Overview

In software development, a fork occurs when developers create an independent copy of an existing codebase and continue its development separately. A fork differs from a simple branch: while a branch remains part of the same project history and governance, a fork implies a lasting split in direction, maintenance and community support. For background on the broader practice and tooling in software engineering, and on how a copy of a project is produced from its source code, see related guides.

Characteristics and types

Forks vary by intent and governance. Some are cooperative: a team may fork to experiment and later merge improvements back upstream. Others are oppositional, created when contributors disagree with project leadership or policy. Key distinctions include whether the fork remains compatible with the original, whether it adopts new goals or APIs, and whether it attracts a distinct community of maintainers.

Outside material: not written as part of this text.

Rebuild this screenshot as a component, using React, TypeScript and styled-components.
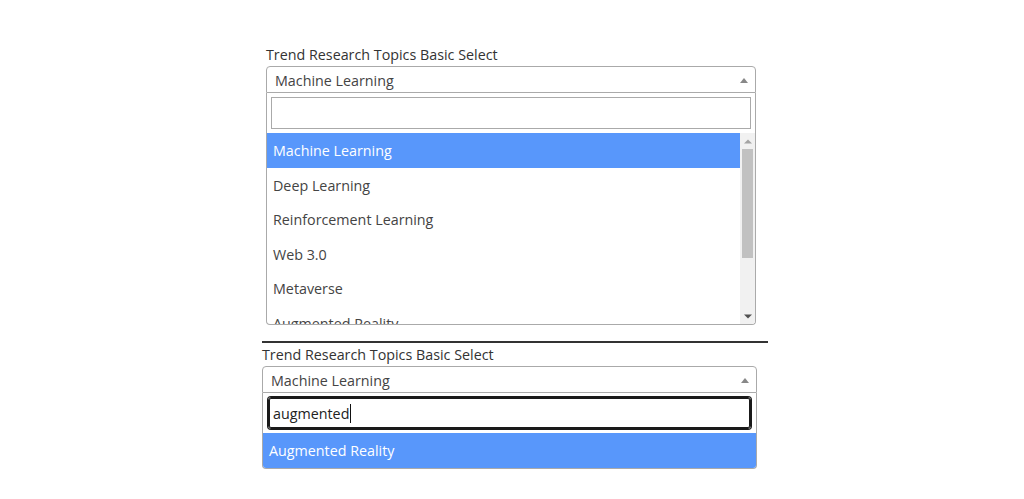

Open projects commonly permit forks; for example, many free and open-source software communities expect forks to be part of their ecosystem. A fork can be created by anyone who has access to the code and the right to copy it, including people outside the original development team.

A fork's legality depends primarily on licensing. Permissive and copyleft open-source licenses explicitly allow copying, modification and redistribution, so forking under these licenses typically does not breach copyright. Copyright owners and licensors may still impose conditions via license terms; consult the license text and, when necessary, legal advice. Broader statutory frameworks such as copyright law govern how code may be reused, while trademark or patent claims can affect the distribution and branding of a fork.

History, examples and notable facts

Forks have shaped software history, from early operating system lineages to modern web frameworks. Some forks are created under contractual arrangements: licensed forks of proprietary code can occur when companies obtain source rights. Classic ecosystem stories include multiple descendants of projects like Unix and of large open-source projects where governance decisions led to new, independently maintained variants.

Uses, consequences and guidance

People fork projects for many reasons:

  • To pursue different technical goals or priorities than upstream;
  • To fix bugs or security issues when upstream is inactive;
  • To experiment with breaking architectural changes without affecting users;
  • To preserve a working state when a project is abandoned.

Forking can accelerate innovation but also fragment communities and duplicate effort. Best practice is to try collaboration with upstream maintainers first, document the fork's purpose clearly, respect license obligations, and maintain transparent governance for the new project.